SATIRE: Dear FBI Agent,

I think there’s something we need to talk about, and it’s vitally important.

Although my Google search history may suggest otherwise, I’m just a wayward writer trying to make her way in the world.

My stories are those of pain and anguish and heartbreak – all the things that we face in life that are too hard to deal with. Sometimes characters need to be taken down a peg through torture or violence.

At first, I was scared to search some of the things that I needed to. Would I be put on a list if I googled, “How much blood comes out of a stab wound to the stomach?” Surely I would be arrested if anyone saw I looked up which place was the best for a nonfatal gunshot wound.

Now, I know what you’re thinking: “This is what a murderer would say if he or she didn’t want to be found out. Also, how did you know I’m reading all of your computer files all the time?”

Arguably, this is the weirdest experience I’ve ever had.
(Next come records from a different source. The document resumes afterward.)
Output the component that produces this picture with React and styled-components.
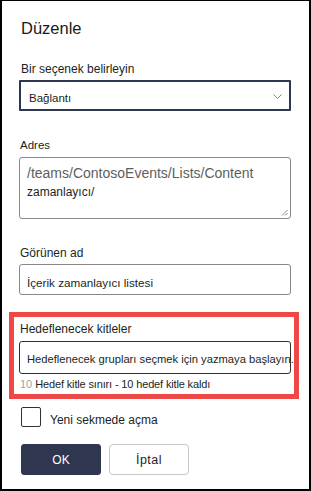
import React from "react";
import styled, { createGlobalStyle } from "styled-components";

const Global = createGlobalStyle`
  *, *::before, *::after { box-sizing: border-box; }
  html, body { margin: 0; padding: 0; background: #fff; }
  body { font-family: "Liberation Sans", Arial, sans-serif; color: #1b1a19; }
`;

const Panel = styled.div`
  width: 311px;
  height: 491px;
  border: 2px solid #000;
  border-top-width: 1px;
  padding: 17px 18px 0 17px;
  display: flex;
  flex-direction: column;
  overflow: hidden;
`;

const Title = styled.h1`
  margin: 0 0 0 2px;
  font-size: 16.5px;
  line-height: 20px;
  font-weight: 400;
  color: #1b1a19;
`;

const Label = styled.div`
  font-size: ${(p) => p.$size || 12}px;
  line-height: 16px;
  margin-top: ${(p) => p.$mt || 0}px;
  margin-left: ${(p) => p.$ml ?? 2}px;
  color: #201f1e;
  white-space: nowrap;
`;

const Dropdown = styled.div`
  margin-top: 3px;
  height: 31px;
  border: 2px solid #2e3650;
  border-radius: 1px;
  display: flex;
  align-items: flex-start;
  padding: 9px 7px 0 8px;
`;

const DropText = styled.span`
  font-size: 11.5px;
  line-height: 14px;
  color: #201f1e;
`;

const Chevron = styled.svg`
  margin-left: auto;
  margin-top: 3px;
`;

const TextArea = styled.div`
  position: relative;
  margin-top: 4px;
  height: 62px;
  border: 1px solid #8a8886;
  border-radius: 3px;
  padding: 6px 0 0 7px;
`;

const AreaLine = styled.div`
  font-size: ${(p) => p.$size}px;
  line-height: ${(p) => p.$lh}px;
  color: ${(p) => p.$color};
  margin-top: ${(p) => p.$mt || 0}px;
  white-space: nowrap;
`;

const Grip = styled.svg`
  position: absolute;
  right: 2px;
  bottom: 2px;
`;

const Input = styled.div`
  margin-top: ${(p) => p.$mt || 3}px;
  height: ${(p) => p.$h || 31}px;
  border: 1px solid ${(p) => p.$border || "#8a8886"};
  border-radius: 3px;
  padding: ${(p) => p.$pt || 11}px 0 0 7px;
  font-size: ${(p) => p.$size || 11.7}px;
  line-height: 14px;
  color: #201f1e;
  white-space: nowrap;
  overflow: visible;
`;

const Highlight = styled.div`
  margin: 17px -8px 0 -10px;
  border: 5px solid #f04747;
  padding: 4px 3px 3px 5px;
  display: flex;
  flex-direction: column;
`;

const Hint = styled.div`
  margin-top: 3px;
  margin-left: 1px;
  font-size: 11px;
  line-height: 14px;
  letter-spacing: -0.15px;
  color: #201f1e;
  white-space: nowrap;
`;

const Count = styled.span`
  color: #a19f9d;
  letter-spacing: 0;
  margin-right: 3px;
`;

const CheckRow = styled.label`
  margin-top: 8px;
  display: flex;
  align-items: flex-start;
  gap: 9px;
  padding-left: 2px;
`;

const Box = styled.span`
  width: 20px;
  height: 20px;
  border: 1px solid #323130;
  border-radius: 2px;
  flex: none;
`;

const CheckText = styled.span`
  margin-top: 5px;
  font-size: 12px;
  line-height: 16px;
  color: #201f1e;
`;

const Buttons = styled.div`
  margin-top: 16px;
  display: flex;
  gap: 8px;
  padding-left: 2px;
`;

const Button = styled.button`
  width: 80px;
  height: 31px;
  border-radius: ${(p) => (p.$primary ? 3 : 4)}px;
  border: 1px solid ${(p) => (p.$primary ? "#2e3650" : "#c8c6c4")};
  background: ${(p) => (p.$primary ? "#2e3650" : "#fff")};
  color: ${(p) => (p.$primary ? "#fff" : "#201f1e")};
  font-family: "Liberation Sans", Arial, sans-serif;
  font-size: ${(p) => (p.$primary ? 12 : 12.5)}px;
  letter-spacing: ${(p) => p.$ls || 0}px;
  padding: 0;
  cursor: pointer;
`;

export default function App() {
  return (
    <>
      <Global />
      <Panel>
        <Title>Düzenle</Title>

        <Label $mt={23}>Bir seçenek belirleyin</Label>
        <Dropdown>
          <DropText>Bağlantı</DropText>
          <Chevron width="9" height="5" viewBox="0 0 9 5">
            <path d="M0.5 0.5 L4.5 4.5 L8.5 0.5" fill="none" stroke="#8a8886" strokeWidth="1" />
          </Chevron>
        </Dropdown>

        <Label $mt={26} $size={11.5} $ml={1}>Adres</Label>
        <TextArea>
          <AreaLine $size={14} $lh={18} $color="#605e5c">/teams/ContosoEvents/Lists/Content</AreaLine>
          <AreaLine $size={12} $lh={16} $color="#201f1e" $mt={2}>zamanlayıcı/</AreaLine>
          <Grip width="7" height="7" viewBox="0 0 7 7">
            <path d="M6.5 1 L1 6.5 M6.5 4 L4 6.5" stroke="#8a8886" strokeWidth="1" />
          </Grip>
        </TextArea>

        <Label $mt={26} $ml={1}>Görünen ad</Label>
        <Input>İçerik zamanlayıcı listesi</Input>

        <Highlight>
          <Label $ml={1}>Hedeflenecek kitleler</Label>
          <Input $mt={4} $h={33} $border="#323130" $pt={10} $size={11.2}>
            Hedeflenecek grupları seçmek için yazmaya başlayın.
          </Input>
          <Hint>
            <Count>10</Count>Hedef kitle sınırı - 10 hedef kitle kaldı
          </Hint>
        </Highlight>

        <CheckRow>
          <Box />
          <CheckText>Yeni sekmede açma</CheckText>
        </CheckRow>

        <Buttons>
          <Button $primary>OK</Button>
          <Button $ls={0.5}>İptal</Button>
        </Buttons>
      </Panel>
    </>
  );
}
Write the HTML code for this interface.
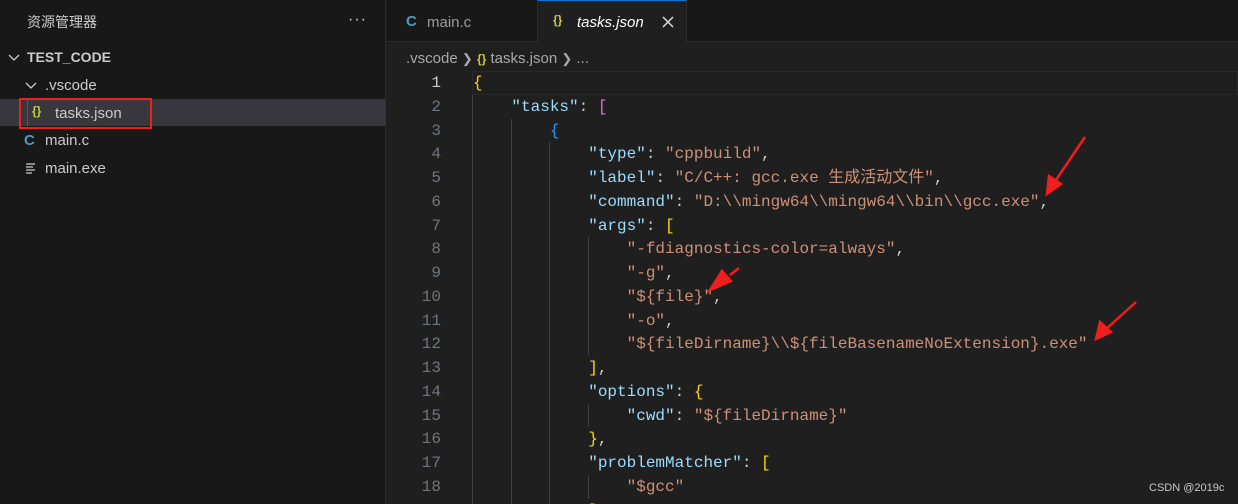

I never thought I would be sending a letter to my personalized FBI agent, except in my head when I imagined contacting Agent Mulder from the “X-Files.”

(Research I’ve done shows the “X-Files” are real, so I will be trying to find the aliens.)

Sorry to make this letter so weird; as I said, I haven’t exactly done this before.

On that note, I guess I better wrap this up. I mostly just wanted to assure you that I am not a murderer, and my Google search history means nothing.

Nothing I search should be used against me! Is it weird to include that line? I guess it doesn’t matter since you’re probably reading this as I type it. Oh well.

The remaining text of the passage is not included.